As the basis of the proposal, the FREDDO framework, which was developed with C++ application programming interfaces (APIs) for DDM implementation, is introduced. Its different components at single node and distributed remote multi-node scenarios are featured. A dependency graph is used to describe its workflow dynamism in a single-node scenario. In a distributed scenario, the key components are connected multicore nodes equipped with network managers. A runtime system handles communications, data management, dependency graph arrangement, and scheduling/execution policy enforcement.

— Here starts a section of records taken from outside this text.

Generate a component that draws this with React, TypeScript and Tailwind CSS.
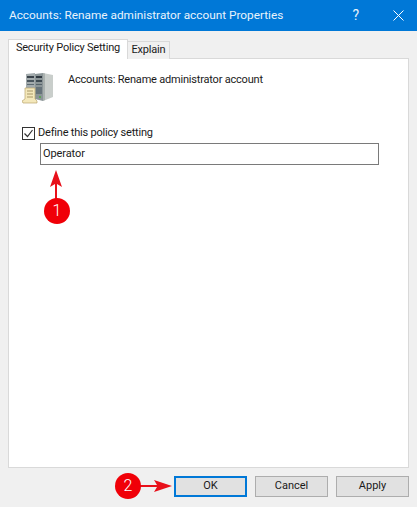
const font = { fontFamily: 'Roboto, sans-serif' };

function ServerIcon() {
  return (
    <svg width="32" height="33" viewBox="0 0 32 33" className="shrink-0">
      {/* right tower side */}
      <path d="M21 2 L31 4 L31 26 L21 30 Z" fill="#c9cecb" />
      <path d="M21 2 L23 2.4 L23 29 L21 30 Z" fill="#aab1af" />
      {/* right tower face */}
      <path d="M13 3 L21 2 L21 30 L13 28 Z" fill="#8b9597" />
      <rect x="14" y="5" width="6" height="2" fill="#2f3840" />
      <rect x="14" y="9" width="6" height="2" fill="#3e4a52" />
      <rect x="14" y="13" width="6" height="1" fill="#56636a" />
      <rect x="14" y="16" width="6" height="7" fill="#66737a" />
      <rect x="17" y="25" width="2" height="2" fill="#5fa35a" />
      {/* left tower */}
      <path d="M4 3 L13 2 L13 28 L4 26 Z" fill="#a3abad" />
      <rect x="5" y="5" width="7" height="2" fill="#39424a" />
      <rect x="5" y="9" width="7" height="2" fill="#4a565e" />
      <rect x="5" y="13" width="7" height="1" fill="#5e6b72" />
      {/* scroll */}
      <path d="M3 17 L13 17 L13 28 L15 30 L15 32 L1 32 L0 30 L3 28 Z" fill="#f4e8bb" stroke="#b9a56e" strokeWidth="0.7" />
      <path d="M5 20 H11 M5 23 H11 M5 26 H11" stroke="#a89768" strokeWidth="1" />
    </svg>
  );
}

function Button({ label, primary }: { label: string; primary?: boolean }) {
  return (
    <button
      className={
        primary
          ? "h-[21px] w-[73px] bg-[#e1e1e1] border-2 border-[#0078d7] text-[11px] text-[#1a1a1a]"
          : "h-[21px] w-[73px] bg-[#e1e1e1] border border-[#adadad] text-[11px] text-[#1a1a1a]"
      }
    >
      {label}
    </button>
  );
}

export default function App() {
  return (
    <div className="relative w-[417px] h-[507px] overflow-hidden bg-[#f0f0f0] flex flex-col" style={font}>
      {/* Title bar */}
      <div className="h-[31px] bg-[#0078d7] text-[#e8f3fc] flex items-center pl-[9px] shrink-0">
        <span className="text-[11.8px] flex-1 whitespace-nowrap">Accounts: Rename administrator account Properties</span>
        <span className="text-[14px] mr-[34px]">?</span>
        <svg width="11" height="11" viewBox="0 0 11 11" className="mr-[13px]">
          <path d="M0.5 0.5 L10.5 10.5 M10.5 0.5 L0.5 10.5" stroke="#fff" strokeWidth="1" />
        </svg>
      </div>

      {/* Tabs */}
      <div className="flex items-end pl-[8px] pt-[8px] h-[28px] shrink-0 relative z-10">
        <div className="h-[20px] w-[120px] bg-white border border-b-0 border-[#d9d9d9] text-[11px] tracking-[-0.2px] text-[#1a1a1a] flex items-center justify-center whitespace-nowrap pb-[2px]">
          Security Policy Setting
        </div>
        <div className="h-[18px] w-[42px] bg-[#f0f0f0] border border-l-0 border-b-0 border-[#d9d9d9] text-[11px] tracking-[-0.2px] text-[#1a1a1a] flex items-center justify-center whitespace-nowrap">
          Explain
        </div>
      </div>

      {/* Panel */}
      <div className="mx-[8px] -mt-px h-[410px] w-[401px] bg-white border border-[#d9d9d9] shrink-0 pl-[13px] pt-[12px]">
        <div className="flex items-start gap-[14px] h-[55px]">
          <ServerIcon />
          <span className="text-[11px] tracking-[-0.2px] text-[#1a1a1a] whitespace-nowrap mt-[1px]">Accounts: Rename administrator account</span>
        </div>
        <label className="flex items-center gap-[3px] h-[14px]">
          <span className="w-[13px] h-[13px] border border-[#333] flex items-center justify-center bg-white">
            <svg width="11" height="11" viewBox="0 0 11 11">
              <path d="M1.5 5.5 L4.5 8.5 L9.5 2" fill="none" stroke="#333" strokeWidth="1.2" />
            </svg>
          </span>
          <span className="text-[11px] tracking-[-0.2px] text-[#1a1a1a] whitespace-nowrap pt-[1px]">Define this policy setting</span>
        </label>
        <div className="ml-[18px] mt-[3px] w-[339px] h-[22px] border border-[#7a7a7a] flex items-center pl-[2px] text-[11px] tracking-[-0.1px] text-[#1a1a1a]">
          Operator
        </div>
      </div>

      {/* Buttons */}
      <div className="flex justify-end gap-[8px] pr-[8px] pt-[8px]">
        <Button label="OK" primary />
        <Button label="Cancel" />
        <Button label="Apply" />
      </div>

      {/* Annotation 1 */}
      <svg width="20" height="30" viewBox="0 0 20 30" className="absolute left-[46px] top-[169px]">
        <path d="M10 1 L16 18 L11 15 L11 30 L9 30 L9 15 L4 18 Z" fill="#e8101a" />
      </svg>
      <div className="absolute left-[44px] top-[198px] w-[26px] h-[26px] rounded-full bg-[#f00008] text-white text-[16px] font-light flex items-center justify-center">
        1
      </div>

      {/* Annotation 2 */}
      <svg width="34" height="16" viewBox="0 0 34 16" className="absolute left-[139px] top-[478px]">
        <path d="M33 8 L15 14 L18 9 L0 9 L0 7 L18 7 L15 2 Z" fill="#e8101a" />
      </svg>
      <div className="absolute left-[115px] top-[473px] w-[26px] h-[26px] rounded-full bg-[#f00008] text-white text-[16px] font-light flex items-center justify-center">
        2
      </div>
    </div>
  );
}
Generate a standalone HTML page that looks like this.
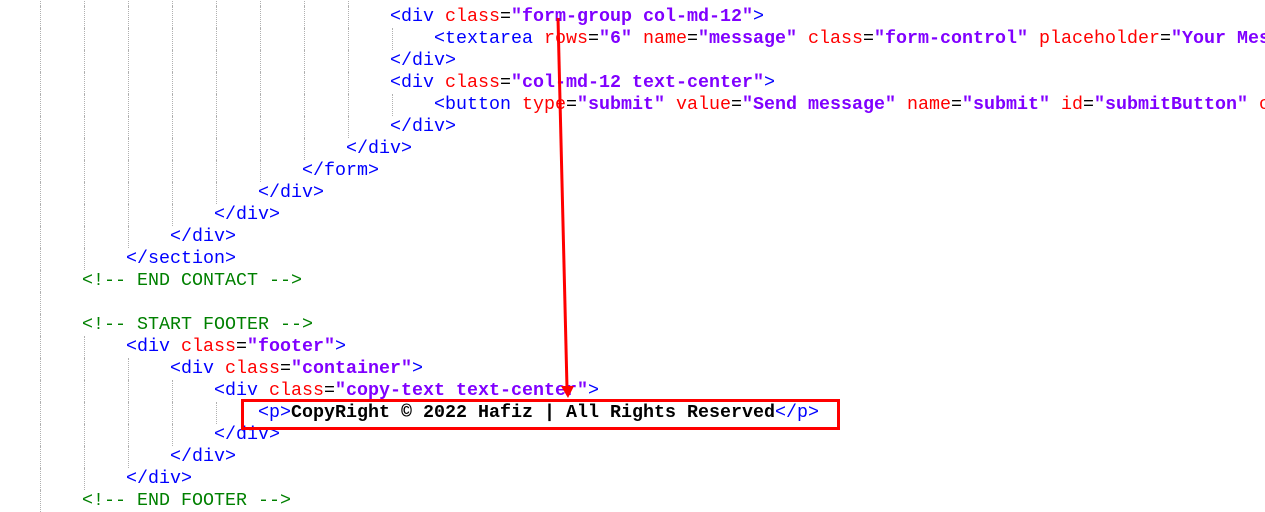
<!DOCTYPE html>
<html><head><meta charset="utf-8"><style>
body{margin:0;width:1265px;height:503px;overflow:hidden;background:#fff;position:relative;font-family:"Liberation Mono","Courier New",monospace;font-size:18.333px}
.l{position:absolute;height:22px;line-height:22px;white-space:pre}
.t{color:#0000ff}.a{color:#ff0000}.v{color:#8000ff;font-weight:bold}.c{color:#008000}.b{color:#000;font-weight:bold}
.g{position:absolute;width:0;border-left:1px dotted #b0b0b0}
</style></head><body>
<div id="guides"></div>
<div id="code"></div>
<div style="position:absolute;left:241px;top:399px;width:593px;height:25px;border:3px solid #f00"></div>
<svg style="position:absolute;left:0;top:0" width="1265" height="503">
<line x1="558" y1="18" x2="567" y2="388" stroke="#f00" stroke-width="3"/>
<polygon points="561,386 574,386 568,398" fill="#f00"/>
</svg>
<script>
(function(){
var L=[
[8,'<span class="t">&lt;/div&gt;</span>'],
[8,'<span class="t">&lt;div </span><span class="a">class</span>=<span class="v">"form-group col-md-12"</span><span class="t">&gt;</span>'],
[9,'<span class="t">&lt;textarea </span><span class="a">rows</span>=<span class="v">"6"</span> <span class="a">name</span>=<span class="v">"message"</span> <span class="a">class</span>=<span class="v">"form-control"</span> <span class="a">placeholder</span>=<span class="v">"Your Message"</span>'],
[8,'<span class="t">&lt;/div&gt;</span>'],
[8,'<span class="t">&lt;div </span><span class="a">class</span>=<span class="v">"col-md-12 text-center"</span><span class="t">&gt;</span>'],
[9,'<span class="t">&lt;button </span><span class="a">type</span>=<span class="v">"submit"</span> <span class="a">value</span>=<span class="v">"Send message"</span> <span class="a">name</span>=<span class="v">"submit"</span> <span class="a">id</span>=<span class="v">"submitButton"</span> <span class="a">class</span>'],
[8,'<span class="t">&lt;/div&gt;</span>'],
[7,'<span class="t">&lt;/div&gt;</span>'],
[6,'<span class="t">&lt;/form&gt;</span>'],
[5,'<span class="t">&lt;/div&gt;</span>'],
[4,'<span class="t">&lt;/div&gt;</span>'],
[3,'<span class="t">&lt;/div&gt;</span>'],
[2,'<span class="t">&lt;/section&gt;</span>'],
[1,'<span class="c">&lt;!-- END CONTACT --&gt;</span>'],
[1,''],
[1,'<span class="c">&lt;!-- START FOOTER --&gt;</span>'],
[2,'<span class="t">&lt;div </span><span class="a">class</span>=<span class="v">"footer"</span><span class="t">&gt;</span>'],
[3,'<span class="t">&lt;div </span><span class="a">class</span>=<span class="v">"container"</span><span class="t">&gt;</span>'],
[4,'<span class="t">&lt;div </span><span class="a">class</span>=<span class="v">"copy-text text-center"</span><span class="t">&gt;</span>'],
[5,'<span class="t">&lt;p&gt;</span><span class="b">CopyRight © 2022 Hafiz | All Rights Reserved</span><span class="t">&lt;/p&gt;</span>'],
[4,'<span class="t">&lt;/div&gt;</span>'],
[3,'<span class="t">&lt;/div&gt;</span>'],
[2,'<span class="t">&lt;/div&gt;</span>'],
[1,'<span class="c">&lt;!-- END FOOTER --&gt;</span>']
];
var h='',g='';
for(var i=0;i<L.length;i++){var n=L[i][0],y=-16+22*i;
h+='<div class="l" style="top:'+y+'px;left:'+(38+44*n)+'px">'+L[i][1]+'</div>';
for(var k=0;k<n;k++)g+='<div class="g" style="left:'+(40+44*k)+'px;top:'+y+'px;height:22px"></div>';}
document.getElementById('code').innerHTML=h;document.getElementById('guides').innerHTML=g;
})();
</script>
</body></html>
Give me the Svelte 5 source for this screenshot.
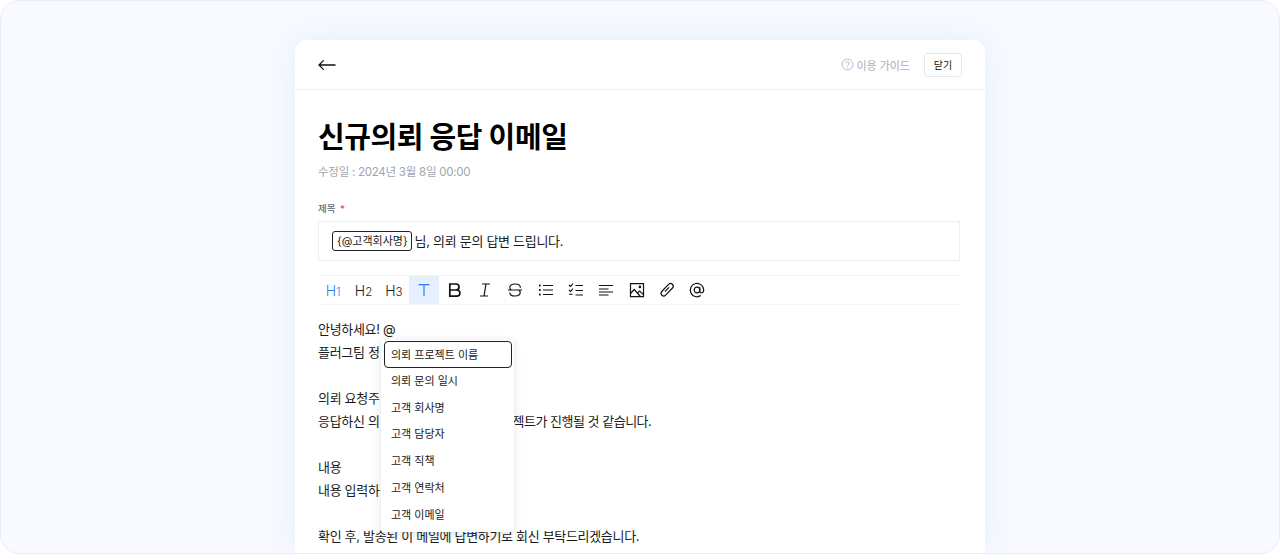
<script>
  const items = ['의뢰 프로젝트 이름','의뢰 문의 일시','고객 회사명','고객 담당자','고객 직책','고객 연락처','고객 이메일'];
</script>

<div class="frame">
  <main class="card">
    <header class="top">
      <svg class="back" width="18" height="12" viewBox="0 0 18 12" fill="none" stroke="#111" stroke-width="1.3"><path d="M17.5 6H1M5.6 1.4 1 6l4.6 4.6"/></svg>
      <div class="actions">
        <svg width="13" height="13" viewBox="0 0 13 13" fill="none" stroke="#b4b8c4" stroke-width="1"><circle cx="6.5" cy="6.5" r="5.5"/><path d="M4.8 5.2c0-2.2 3.5-2.2 3.5-.1 0 1.2-1.8 1.3-1.8 2.7"/><path d="M6.5 9v1"/></svg>
        <span class="guide">이용 가이드</span>
        <button class="close">닫기</button>
      </div>
    </header>
    <div class="body">
      <h1>신규의뢰 응답 이메일</h1>
      <p class="date">수정일 : 2024년 3월 8일 00:00</p>
      <label class="lbl">제목 <em>*</em></label>
      <div class="subject"><span class="chip">{'{@고객회사명}'}</span><span class="subj-text">님, 의뢰 문의 답변 드립니다.</span></div>
      <div class="toolbar">
        <span class="tool blue h">H<small>1</small></span>
        <span class="tool h">H<small>2</small></span>
        <span class="tool h">H<small>3</small></span>
        <span class="tool active">
          <svg width="18" height="18" viewBox="0 0 18 18" fill="none" stroke="#2f7bf6" stroke-width="1.2"><path d="M3.5 3.6h11M9 3.6V15"/></svg>
        </span>
        <span class="tool"><svg width="18" height="18" viewBox="0 0 18 18" fill="none" stroke="#111" stroke-width="1.7"><path d="M3.8 3h6.2a3 3 0 0 1 0 6H3.8zM3.8 9h7a3.1 3.1 0 0 1 0 6.2h-7z"/></svg></span>
        <span class="tool"><svg width="18" height="18" viewBox="0 0 18 18" fill="none" stroke="#111" stroke-width="1.2"><path d="M6 3h8M4 15h8M10 3 8 15"/></svg></span>
        <span class="tool"><svg width="18" height="18" viewBox="0 0 18 18" fill="none" stroke="#111" stroke-width="1.2"><path d="M2 9h14M14.4 6.8C14.4 4.2 12.2 3 9 3S3.8 4.4 3.8 6.4c0 1.1.6 2 1.5 2.6M3.8 11.4C3.8 13.8 6 15 9 15s5.2-1.2 5.2-3.4c0-1-.4-1.9-1.2-2.6"/></svg></span>
        <span class="tool"><svg width="18" height="18" viewBox="0 0 18 18" fill="none" stroke="#111" stroke-width="1.2"><path d="M6 4.5h10M6 9h10M6 13.5h10"/><path stroke-width="2" d="M2 4.5h1.6M2 9h1.6M2 13.5h1.6"/></svg></span>
        <span class="tool"><svg width="18" height="18" viewBox="0 0 18 18" fill="none" stroke="#111" stroke-width="1.1"><path d="M8.5 4.5h7.5M8.5 9.5h7.5M8.5 14h7.5M2 4l1.5 1.5L6 2.6M2 9l1.5 1.5L6 7.6M2 13.2h3.6"/></svg></span>
        <span class="tool"><svg width="18" height="18" viewBox="0 0 18 18" fill="none" stroke="#111" stroke-width="1.2"><path d="M2 4.5h14M2 8h9.5M2 11h14M2 14h9.5"/></svg></span>
        <span class="tool"><svg width="18" height="18" viewBox="0 0 18 18" fill="none" stroke="#111" stroke-width="1.2"><path d="M2.5 2.6h13v13h-13z"/><path d="m2.5 12.5 3.8-4 6 7M9.8 11.8 11.5 10l4 3.6"/><circle cx="11.9" cy="5.9" r="1.3" fill="#111" stroke="none"/></svg></span>
        <span class="tool"><svg width="18" height="18" viewBox="0 0 18 18" fill="none" stroke="#111" stroke-width="1.2"><path d="M11 6.3 6.9 10.6M5.5 8.6l5.1-5.3a2.6 2.6 0 0 1 3.9 3.7l-6.9 7.1a2.6 2.6 0 0 1-3.8-3.6L9 4.9"/></svg></span>
        <span class="tool"><svg width="18" height="18" viewBox="0 0 18 18" fill="none" stroke="#111" stroke-width="1.2"><circle cx="9" cy="9" r="2.8"/><path d="M11.8 6.2v4c0 2.3 3.9 2.3 3.9-1.2a6.7 6.7 0 1 0-2.9 5.6"/></svg></span>
      </div>
      <div class="editor">
        <p>안녕하세요! @</p>
        <p>플러그팀 정</p>
        <p class="gap">의뢰 요청주</p>
        <p>응답하신 의<span class="rest">젝트가 진행될 것 같습니다.</span></p>
        <p class="gap">내용</p>
        <p>내용 입력하</p>
        <p class="gap">확인 후, 발송된 이 메일에 답변하기로 회신 부탁드리겠습니다.</p>
        <ul class="menu">
          {#each items as item, i}
            <li class:sel={i === 0}>{item}</li>
          {/each}
        </ul>
      </div>
    </div>
  </main>
</div>

<style>
  :global(body) { margin: 0; }
  .frame {
    box-sizing: border-box;
    width: 1280px; height: 554px;
    padding-top: 39px;
    background: #f8faff;
    border: 1px solid #e6eefc;
    border-radius: 20px;
    overflow: hidden;
    font-family: Inter, "Noto Sans CJK KR", sans-serif;
    color: #1a1a1a;
  }
  .card {
    width: 690px; height: 513px;
    margin-left: 294px;
    background: #fff;
    border-radius: 12px 12px 0 0;
    box-shadow: 0 0 30px rgba(70, 120, 240, .1);
    overflow: hidden;
  }
  .top {
    height: 49px;
    border-bottom: 1px solid #eceef2;
    display: flex; align-items: center; justify-content: space-between;
    padding: 0 23px;
  }
  .back { display: block; }
  .actions { display: flex; align-items: center; }
  .guide { font-size: 11px; font-weight: 500; color: #b7bbc6; margin-left: 2px; }
  .close {
    width: 38px; height: 24px; margin-left: 14px; padding: 0;
    background: #fff; border: 1px solid #e5e7ec; border-radius: 3px;
    font: 400 10px Inter, "Noto Sans CJK KR", sans-serif; color: #111;
  }
  .body { padding: 0 25px 0 23px; }
  h1 {
    margin: 29px 0 0; height: 38px; line-height: 38px;
    font-size: 29px; font-weight: 700; letter-spacing: -.4px; color: #000;
  }
  .date { margin: 6px 0 0; font-size: 11.5px; line-height: 18px; color: #a0a4b0; letter-spacing: -.25px; }
  .lbl { display: block; margin-top: 21px; font-size: 9.5px; line-height: 14px; font-weight: 500; color: #666a75; }
  .lbl em { color: #f0445a; font-style: normal; margin-left: 2px; }
  .subject {
    box-sizing: border-box; height: 40px; margin-top: 5px;
    border: 1px solid #eceef2;
    display: flex; align-items: center; gap: 3px;
    padding: 0 0 1px 13px;
    font-size: 13px; white-space: pre;
  }
  .subj-text { letter-spacing: -.3px; }
  .chip {
    box-sizing: border-box; height: 20px; line-height: 18px;
    padding: 0 3px 0 4px;
    border: 1px solid #222; border-radius: 3px;
    font-size: 11px;
  }
  .toolbar {
    box-sizing: border-box; height: 30px; margin-top: 14px;
    border-top: 1px solid #f3f4f7; border-bottom: 1px solid #f3f4f7;
    display: flex;
  }
  .tool { width: 30.35px; height: 28px; display: flex; align-items: center; justify-content: center; flex: none; }
  .h { font-size: 14px; font-weight: 300; }
  .h small { font-size: 11.5px; margin-top: 3px; }
  .blue { color: #2f7bf6; }
  .active { background: #e6effd; }
  .editor { position: relative; padding-top: 13px; font-size: 13px; line-height: 23px; letter-spacing: -.32px; }
  .editor p { margin: 0; white-space: nowrap; }
  .editor .gap { margin-top: 23px; }
  .rest { margin-left: 133px; letter-spacing: -.5px; }
  .menu {
    position: absolute; left: 63px; top: 35px;
    width: 133px; height: 192px; box-sizing: border-box;
    margin: 0; padding: 1px 2px 1px 3px;
    list-style: none; background: #fff;
    border-radius: 4px;
    box-shadow: 0 2px 10px rgba(20, 30, 60, .13);
    font-size: 11px; letter-spacing: 0;
  }
  .menu li {
    box-sizing: border-box; height: 26.75px; line-height: 25.5px;
    padding-left: 6px; border: 1px solid transparent; border-radius: 4px;
  }
  .menu li.sel { border-color: #222; line-height: 26px; }
</style>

The emphasis then shifts to FREDDO’s memory model, which with distributed shared memory (DSM) and shared global access space (GAS) mechanisms, at any node, describes the single distributed address space management. Scheduling mechanisms and distribution patterns for thread instances are discussed with distributed execution termination techniques and network management policies. The architectural discussion finishes with reducing the network traffic and recursion support subjects.
The detailed discussion continues with a programming example, which describes the DDM dependency graph and its coding and FREDDO sample code for a considered scenario. The experimental evaluation includes two different hardware platforms and three application categories (low, medium, and heavy inter-node communication) to estimate the time, speed-up, and network traffic measurement criteria.
The paper is a great contribution to the transition from single-node DDM to distributed remote multi-node for HPC. However, the nature of the programming example section is somehow incompatible with the discussion stream. It would be nice if an analytical comparative discussion of the proposed architecture and procedural programming platforms like MPI was provided prior to the experimental evaluation, to better demonstrate their contrast.